アメリカン・ロックHRの代表選手のひとつだが、実態はJOE WALSHなどの看板ギタリストにすべておんぶに抱っこしてしまう甲斐性なしバンドともいえる。
このアルバムでもその傾向が顕著であり、ここでは後にパープルに参加するTOMMY BOLINが入った早々大黒柱にされており、全9曲中8曲が彼の手になるもの。
だから曲は悪かろうはずがない。
ただ他のメンバーの力量が劣るため、バンドとしての仕上がりはサイコーとまではいかない。
なんとなくロールスロイス1台と軽自動車3台が併走しているイメージというのは、言いすぎか。
でもトミー好きだから★★★★+half。
1.Standing in the Rain
アメリカン・ロックの楽しさ満載、なんか胸がワクワクしてきます。
友人が送ってくれたギター・マガジンには、このようなスライド・ギターと押弦プレイの併用スタイルは彼のトレードマーク的な十八番アプローチと解説されている。
パープルの'COMIN' HOME'のイントロでも聴ける、「きゅるるるるる~ん」というヤツ、エコープレックス・サウンドっていうらしい。
アルバムのトップに持ってくる価値のあるラブリーなナンバーである。
2.Devil is Singing Our Song
ちょっとポール・ロジャースあたりが歌いそうなスローなナンバー。
ちょっとしたフレーズに、後のCOME TASTE THE BANDでの曲の萌芽を見出すことができる。
3.Must be Love
短いソロだがトミー、ここでも素晴らしい。
もっと弾いてくり~~。
4.Alexis
このアコギで歌うのがトミーだな。
ROY KENNERのボーカルがちょい暑苦しいのでトミーの「ひそひそ」という声が非常にスマートに聴こえる。
もっと歌ってくり~~。
メロの合間に入る4連のキメの音階はまるでバカラックのようだ。
5.Ride the Wind
おっほほ、イントロ、BAD COMPANYの’Rock Steady’を思い出してしまった。
ここでもトミー、彩り豊かな音色を聴かせてくれる。
6Got No Time or Trouble
アメリカンロックの王道をいくナンバー。ベース音がもう少しソリッドな方がいいな、ってついドゥービーと比べてしまう。

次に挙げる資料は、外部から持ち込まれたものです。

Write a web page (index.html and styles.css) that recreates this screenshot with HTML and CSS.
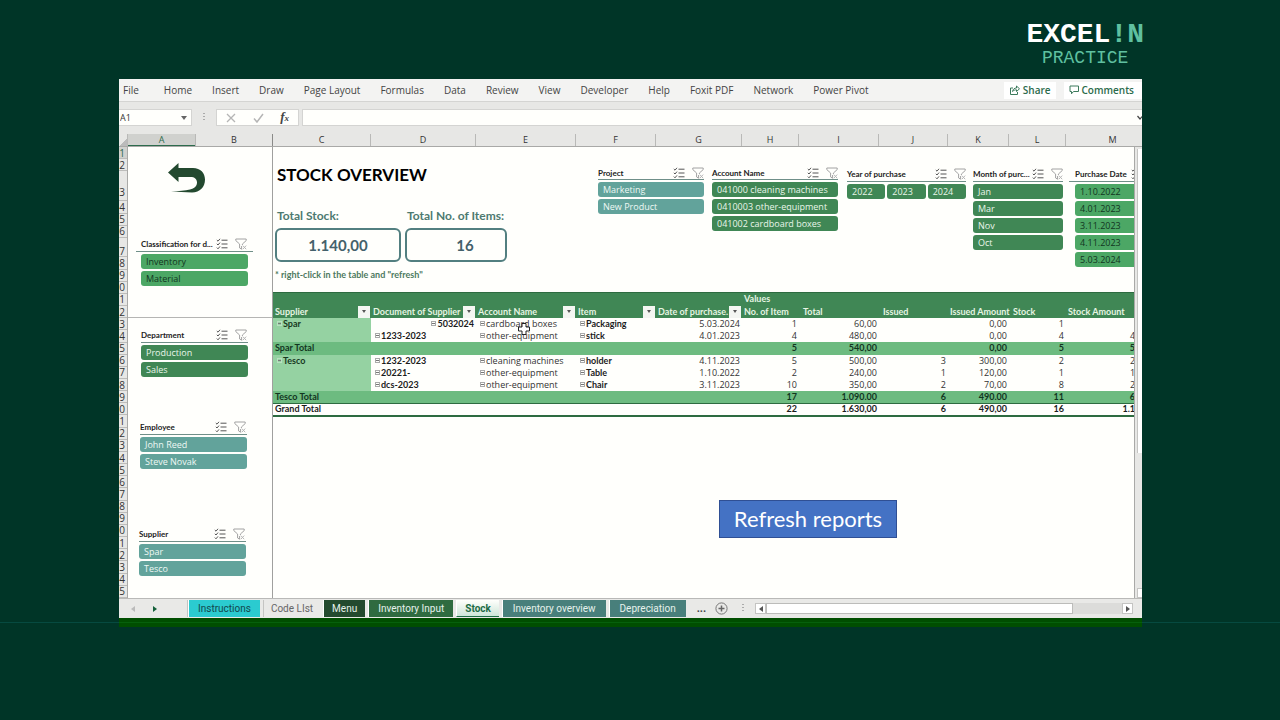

7.Rather Be Alone With You
この曲だけROY KENNYが作曲。
あまり好みではない。
8.From Another Time
アルバム中一番好きな曲。
何べんも繰り返し聴いてしまう。
ブリティッシュHR風味のリフがいいし、ベースもなかなかうねっております。
全体を取り巻くテンションと躍動感がなんとも言えない。
ソロではンタンタッタッタ・・というトミーお得意の導入部にニンマリ。
速弾きの語尾の、キュンという音色にニンマリ。
9.Mystery
アコギに戻る。ストリングスも入る。
なかなかの大作でプログレっぽくもある。
このヴォーカルもトミーだよね。
曲も甘美で実によろしい。
ただ、どことなく不吉な不吉な甘さではある。